Deep Dive: How the Court Reached Its Decision
Court's Recognition of the Florida Industrial Commission's Role
The Supreme Court of Florida recognized that the Florida Industrial Commission functions as a state agency acting on behalf of the state itself. In this capacity, the Commission's objectives aligned with public interest rather than private claims, which distinguished its authority from typical private litigants. The court emphasized that because the Commission performed governmental functions, it was not subject to the same limitations that apply to private parties seeking compensation under the workers' compensation statute. The court noted that the statutory contribution it sought to enforce was not a claim for compensation in the traditional sense but rather a levy established by law, meant to support the Commission's administrative fund. This distinction was crucial in determining how the statute of limitations applied to the claims made by the Commission.
Statutory Contribution and the Absence of Limitations
The court examined the specific provisions of Florida Statute Section 440.16(2)(g), which allowed the Commission to collect a statutory contribution of $500 when there were no dependents entitled to compensation. It concluded that the statute did not explicitly impose a statute of limitations on the Commission's ability to collect this contribution. The court reasoned that the absence of such a limitation indicated legislative intent that the Commission could pursue the contribution regardless of the time elapsed since the injury or death. Unlike private claimants, who were subject to strict time limits for filing claims, the Commission's right to collect did not have a prescribed time frame. Therefore, the court held that the Commission could enforce the statutory contribution without being barred by any limitations.
Precedent Supporting the Commission's Position
The court referenced prior case law, notably State v. Vinther, which supported the idea that claims enforceable by the state typically do not fall under the same statute of limitations as those applicable to private parties. The court underscored that unless a statute explicitly states that a limitation applies, it would not be presumed to limit the state's rights to enforce its claims. This precedent reinforced the court's view that the Florida Industrial Commission, acting as an agent of the state, had the authority to collect the statutory contribution without being hindered by the one-year limitation that applied to personal claims for compensation. This reasoning helped to clarify how the law treats different types of claims, particularly regarding the role of state agencies in enforcing statutory provisions.

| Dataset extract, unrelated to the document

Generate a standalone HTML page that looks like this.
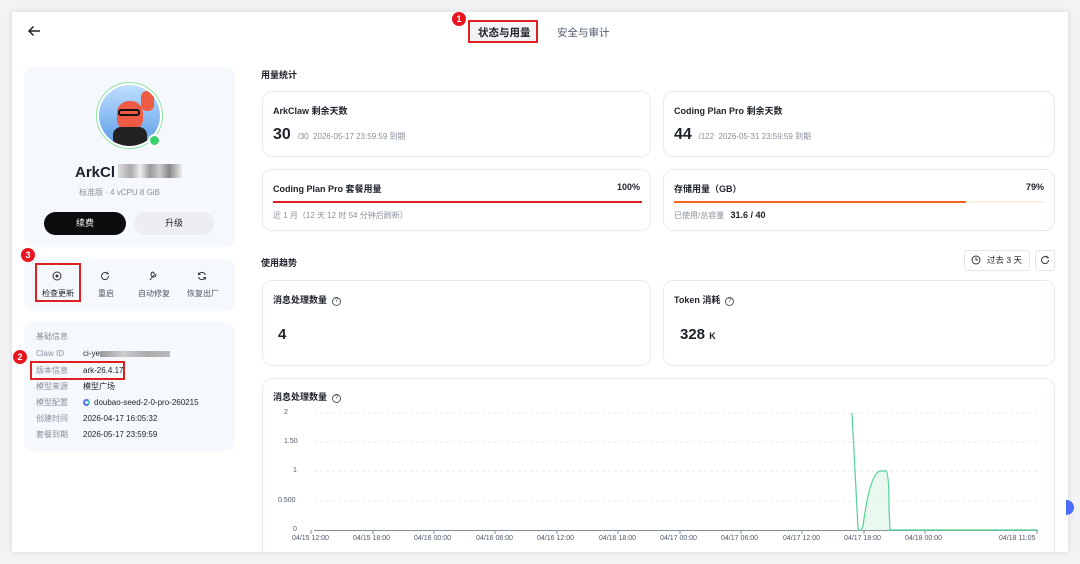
<!DOCTYPE html>
<html><head><meta charset="utf-8">
<style>
*{box-sizing:border-box;margin:0;padding:0}
body{width:1080px;height:564px;background:#f3f3f5;font-family:"Liberation Sans","Noto Sans CJK SC",sans-serif;color:#1d2129;position:relative;overflow:hidden}
.panel{position:absolute;left:12px;top:12px;width:1056px;height:540px;background:#fff;box-shadow:0 0 6px rgba(0,0,0,.12);overflow:hidden}
.a{position:absolute}
.card{position:absolute;border:1px solid #e8ebf0;border-radius:10px;background:#fff}
.lc{position:absolute;background:#f5f8fc;border-radius:10px}
.t{font-size:9px;font-weight:bold;white-space:nowrap}
.g{color:#86909c;font-size:8px;white-space:nowrap}
.red{position:absolute;border:2px solid #e02020}
.badge{position:absolute;width:14px;height:14px;border-radius:50%;background:#e8141e;color:#fff;font-size:9px;font-weight:bold;text-align:center;line-height:14px}
.row{position:absolute;left:12px;font-size:8px;white-space:nowrap}
.row span{color:#86909c;display:inline-block;width:47px}
.ax{position:absolute;font-size:7px;color:#4e5969;white-space:nowrap}
.q{display:inline-block;width:9px;height:9px;border:1px solid #4e5969;border-radius:50%;font-size:6px;line-height:7px;text-align:center;margin-left:5px;vertical-align:1px;font-weight:normal}
</style></head><body>
<div class="panel">
<svg class="a" style="left:15px;top:13px" width="14" height="12" viewBox="0 0 14 12"><path d="M13 6H2M6.5 1.5L2 6l4.5 4.5" fill="none" stroke="#1d2129" stroke-width="1.5"/></svg>
<div class="a" style="left:458px;top:10px;width:66px;height:20px;background:#f2f3f5"></div>
<div class="red" style="left:456px;top:8px;width:70px;height:23px"></div>
<div class="a t" style="left:466px;top:13px;font-size:10.5px">状态与用量</div>
<div class="a" style="left:545px;top:13px;font-size:10.5px;color:#4e5969">安全与审计</div>
<div class="badge" style="left:440px;top:0px">1</div>

<div class="lc" style="left:12px;top:55px;width:211px;height:180px"></div>
<div class="a" style="left:84px;top:70px;width:67px;height:67px;border-radius:50%;border:1.5px solid #8ee5a5;background:#fff;padding:2px"><div style="width:100%;height:100%;border-radius:50%;background:linear-gradient(#bfe0ff,#5b9ce8);position:relative;overflow:hidden"><div style="position:absolute;left:18px;top:16px;width:26px;height:30px;background:#ee5a44;border-radius:12px"></div><div style="position:absolute;left:14px;top:42px;width:34px;height:20px;background:#222;border-radius:8px"></div><div style="position:absolute;left:19px;top:24px;width:22px;height:7px;border:2px solid #111;border-radius:3px"></div><div style="position:absolute;left:42px;top:6px;width:13px;height:20px;background:#ee5a44;border-radius:6px"></div></div></div>
<div class="a" style="left:136px;top:122px;width:13px;height:13px;border-radius:50%;background:#3ad26a;border:2px solid #fff"></div>
<div class="a" style="left:63px;top:152px;font-size:15px;font-weight:bold">ArkCl</div>
<div class="a" style="left:106px;top:152px;width:64px;height:14px;background:linear-gradient(90deg,#ddd,#aaa 20%,#eee 35%,#999 50%,#ccc 65%,#888 80%,#eee)"></div>
<div class="a g" style="left:67px;top:175px">标准版 · 4 vCPU 8 GiB</div>
<div class="a" style="left:32px;top:200px;width:82px;height:23px;border-radius:12px;background:#0c0c0e;color:#fff;font-size:9px;text-align:center;line-height:23px">续费</div>
<div class="a" style="left:122px;top:200px;width:80px;height:23px;border-radius:12px;background:#eceef3;font-size:9px;text-align:center;line-height:23px">升级</div>

<div class="lc" style="left:12px;top:247px;width:211px;height:52px"></div>
<div class="red" style="left:23px;top:251px;width:46px;height:39px"></div>
<div class="badge" style="left:9px;top:236px">3</div>
<svg class="a" style="left:40px;top:259px" width="10" height="10"><circle cx="5" cy="5" r="4" fill="none" stroke="#333" stroke-width="1"/><circle cx="5" cy="5" r="1.5" fill="#333"/></svg>
<svg class="a" style="left:88px;top:259px" width="10" height="10"><path d="M8.5 5A3.5 3.5 0 1 1 7 2.2M7 .8v2h2" fill="none" stroke="#333" stroke-width="1"/></svg>
<svg class="a" style="left:136px;top:258px" width="10" height="11"><path d="M2 10L6 5M5 2a2.5 2.5 0 1 0 3 3L6.5 4z" fill="none" stroke="#333" stroke-width="1"/></svg>
<svg class="a" style="left:185px;top:259px" width="10" height="10"><path d="M8.5 4A3.6 3.6 0 0 0 1.8 3.5M1.5 6a3.6 3.6 0 0 0 6.7.5M1.6 1.5v2h2M8.4 8.5v-2h-2" fill="none" stroke="#333" stroke-width="1"/></svg>
<div class="a" style="left:30px;top:276px;font-size:8px">检查更新</div>
<div class="a" style="left:86px;top:276px;font-size:8px;color:#4e5969">重启</div>
<div class="a" style="left:126px;top:276px;font-size:8px;color:#4e5969">自动修复</div>
<div class="a" style="left:175px;top:276px;font-size:8px;color:#4e5969">恢复出厂</div>

<div class="lc" style="left:12px;top:310px;width:211px;height:129px">
<div class="row" style="top:9px"><span>基础信息</span></div>
<div class="row" style="top:27px"><span>Claw ID</span>ci-ye<i style="display:inline-block;width:70px;height:6px;background:linear-gradient(90deg,#999,#ccc,#aaa,#bbb);vertical-align:middle"></i></div>
<div class="row" style="top:43px"><span>版本信息</span>ark-26.4.17</div>
<div class="row" style="top:59px"><span>模型来源</span>模型广场</div>
<div class="row" style="top:75px"><span>模型配置</span><i style="display:inline-block;width:7px;height:7px;border-radius:50%;border:2px solid #5b6cf0;border-right-color:#3ad2c0;vertical-align:-1px;margin-right:4px"></i>doubao-seed-2-0-pro-260215</div>
<div class="row" style="top:91px"><span>创建时间</span>2026-04-17 16:05:32</div>
<div class="row" style="top:107px"><span>套餐到期</span>2026-05-17 23:59:59</div>
</div>
<div class="red" style="left:18px;top:349px;width:95px;height:19px"></div>
<div class="badge" style="left:1px;top:338px">2</div>

<div class="a t" style="left:249px;top:56px">用量统计</div>
<div class="card" style="left:250px;top:79px;width:389px;height:66px">
<div class="a t" style="left:10px;top:12px">ArkClaw 剩余天数</div>
<div class="a" style="left:10px;top:34px;font-size:16px;font-weight:bold;white-space:nowrap">30 <span class="g" style="font-weight:normal">&nbsp;/30 &nbsp;2026-05-17 23:59:59 到期</span></div></div>
<div class="card" style="left:651px;top:79px;width:392px;height:66px">
<div class="a t" style="left:10px;top:12px">Coding Plan Pro 剩余天数</div>
<div class="a" style="left:10px;top:34px;font-size:16px;font-weight:bold;white-space:nowrap">44 <span class="g" style="font-weight:normal">&nbsp;/122 &nbsp;2026-05-31 23:59:59 到期</span></div></div>
<div class="card" style="left:250px;top:157px;width:389px;height:62px">
<div class="a t" style="left:10px;top:12px">Coding Plan Pro 套餐用量</div>
<div class="a t" style="right:10px;top:12px">100%</div>
<div class="a" style="left:10px;top:31px;width:369px;height:2px;background:#e02020"></div>
<div class="a g" style="left:10px;top:40px">近 1 月（12 天 12 时 54 分钟后刷新）</div></div>
<div class="card" style="left:651px;top:157px;width:392px;height:62px">
<div class="a t" style="left:10px;top:12px">存储用量（GB）</div>
<div class="a t" style="right:10px;top:12px">79%</div>
<div class="a" style="left:10px;top:31px;width:370px;height:2px;background:#fdeee4"><div style="width:79%;height:2px;background:#f5641e"></div></div>
<div class="a g" style="left:10px;top:40px">已使用/总容量 <b style="color:#1d2129;font-size:9px;margin-left:4px">31.6 / 40</b></div></div>

<div class="a t" style="left:249px;top:244px">使用趋势</div>
<div class="a" style="left:952px;top:238px;width:66px;height:21px;border:1px solid #e5e6eb;border-radius:3px;font-size:8.5px;line-height:19px;padding-left:22px;color:#1d2129">过去 3 天</div>
<svg class="a" style="left:959px;top:243px" width="10" height="10"><circle cx="5" cy="5" r="4" fill="none" stroke="#333"/><path d="M5 2.5V5h2" fill="none" stroke="#333"/></svg>
<div class="a" style="left:1023px;top:238px;width:20px;height:21px;border:1px solid #e5e6eb;border-radius:3px"></div>
<svg class="a" style="left:1028px;top:243px" width="10" height="10"><path d="M8.5 5A3.5 3.5 0 1 1 7 2.2M7 .8v2h2" fill="none" stroke="#333"/></svg>

<div class="card" style="left:250px;top:268px;width:389px;height:86px">
<div class="a t" style="left:10px;top:12px">消息处理数量<span class="q">?</span></div>
<div class="a" style="left:15px;top:45px;font-size:15px;font-weight:bold">4</div></div>
<div class="card" style="left:651px;top:268px;width:392px;height:86px">
<div class="a t" style="left:10px;top:12px">Token 消耗<span class="q">?</span></div>
<div class="a" style="left:16px;top:45px;font-size:15px;font-weight:bold">328 <span style="font-size:9px">K</span></div></div>

<div class="card" style="left:250px;top:366px;width:793px;height:190px">
<div class="a t" style="left:10px;top:11px">消息处理数量<span class="q">?</span></div></div>
<svg class="a" style="left:250px;top:366px" width="793" height="180">
<g stroke="#dfe3ec" stroke-dasharray="3 3" stroke-width="0.8"><line x1="52" x2="776" y1="35" y2="35"/><line x1="52" x2="776" y1="64" y2="64"/><line x1="52" x2="776" y1="93" y2="93"/><line x1="52" x2="776" y1="123" y2="123"/></g>
<line x1="52" x2="776" y1="152.5" y2="152.5" stroke="#86909c" stroke-width="1"/>
<g stroke="#86909c"><line x1="49" x2="49" y1="152" y2="156"/><line x1="111" x2="111" y1="152" y2="156"/><line x1="172" x2="172" y1="152" y2="156"/><line x1="233" x2="233" y1="152" y2="156"/><line x1="295" x2="295" y1="152" y2="156"/><line x1="356" x2="356" y1="152" y2="156"/><line x1="418" x2="418" y1="152" y2="156"/><line x1="479" x2="479" y1="152" y2="156"/><line x1="540" x2="540" y1="152" y2="156"/><line x1="602" x2="602" y1="152" y2="156"/><line x1="663" x2="663" y1="152" y2="156"/><line x1="775" x2="775" y1="152" y2="156"/></g>
<path d="M598 152Q599 154 601 148Q608 95 618 93L624 93Q627 95 627 130L628 152Z" fill="#e3f7ec" opacity=".8"/>
<path d="M590 35L596 150Q598 156 601 148Q608 95 618 93L624 93Q627 95 627 130L628 152L775 152" fill="none" stroke="#4fd494" stroke-width="1.2"/>
</svg>
<div class="ax" style="left:272px;top:397px">2</div>
<div class="ax" style="left:272px;top:426px">1.50</div>
<div class="ax" style="left:281px;top:455px">1</div>
<div class="ax" style="left:266px;top:485px">0.500</div>
<div class="ax" style="left:281px;top:514px">0</div>
<div class="ax" style="left:280px;top:523px">04/15 12:00</div>
<div class="ax" style="left:341px;top:523px">04/15 18:00</div>
<div class="ax" style="left:402px;top:523px">04/16 00:00</div>
<div class="ax" style="left:464px;top:523px">04/16 06:00</div>
<div class="ax" style="left:525px;top:523px">04/16 12:00</div>
<div class="ax" style="left:587px;top:523px">04/16 18:00</div>
<div class="ax" style="left:648px;top:523px">04/17 00:00</div>
<div class="ax" style="left:709px;top:523px">04/17 06:00</div>
<div class="ax" style="left:771px;top:523px">04/17 12:00</div>
<div class="ax" style="left:832px;top:523px">04/17 18:00</div>
<div class="ax" style="left:893px;top:523px">04/18 00:00</div>
<div class="ax" style="left:987px;top:523px">04/18 11:05</div>
</div>
<div class="a" style="left:1066px;top:500px;width:8px;height:15px;border-radius:0 8px 8px 0;background:#4a6cf7"></div>
</body></html>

Conclusion on the Circuit Court's Judgment
The Supreme Court ultimately concluded that the circuit court erred in reversing the findings of the Florida Industrial Commission regarding the enforcement of the statutory contribution. The court reinstated the original ruling that the contribution was due and held that the one-year statute of limitations did not apply to the Commission's efforts to collect the contribution. This decision affirmed the legislative intent that allowed the Commission to act in the interest of the state without the constraints that typically apply to private claims. The court's ruling thus clarified the Commission's authority and ensured that it could pursue the statutory contribution to fulfill its responsibilities effectively.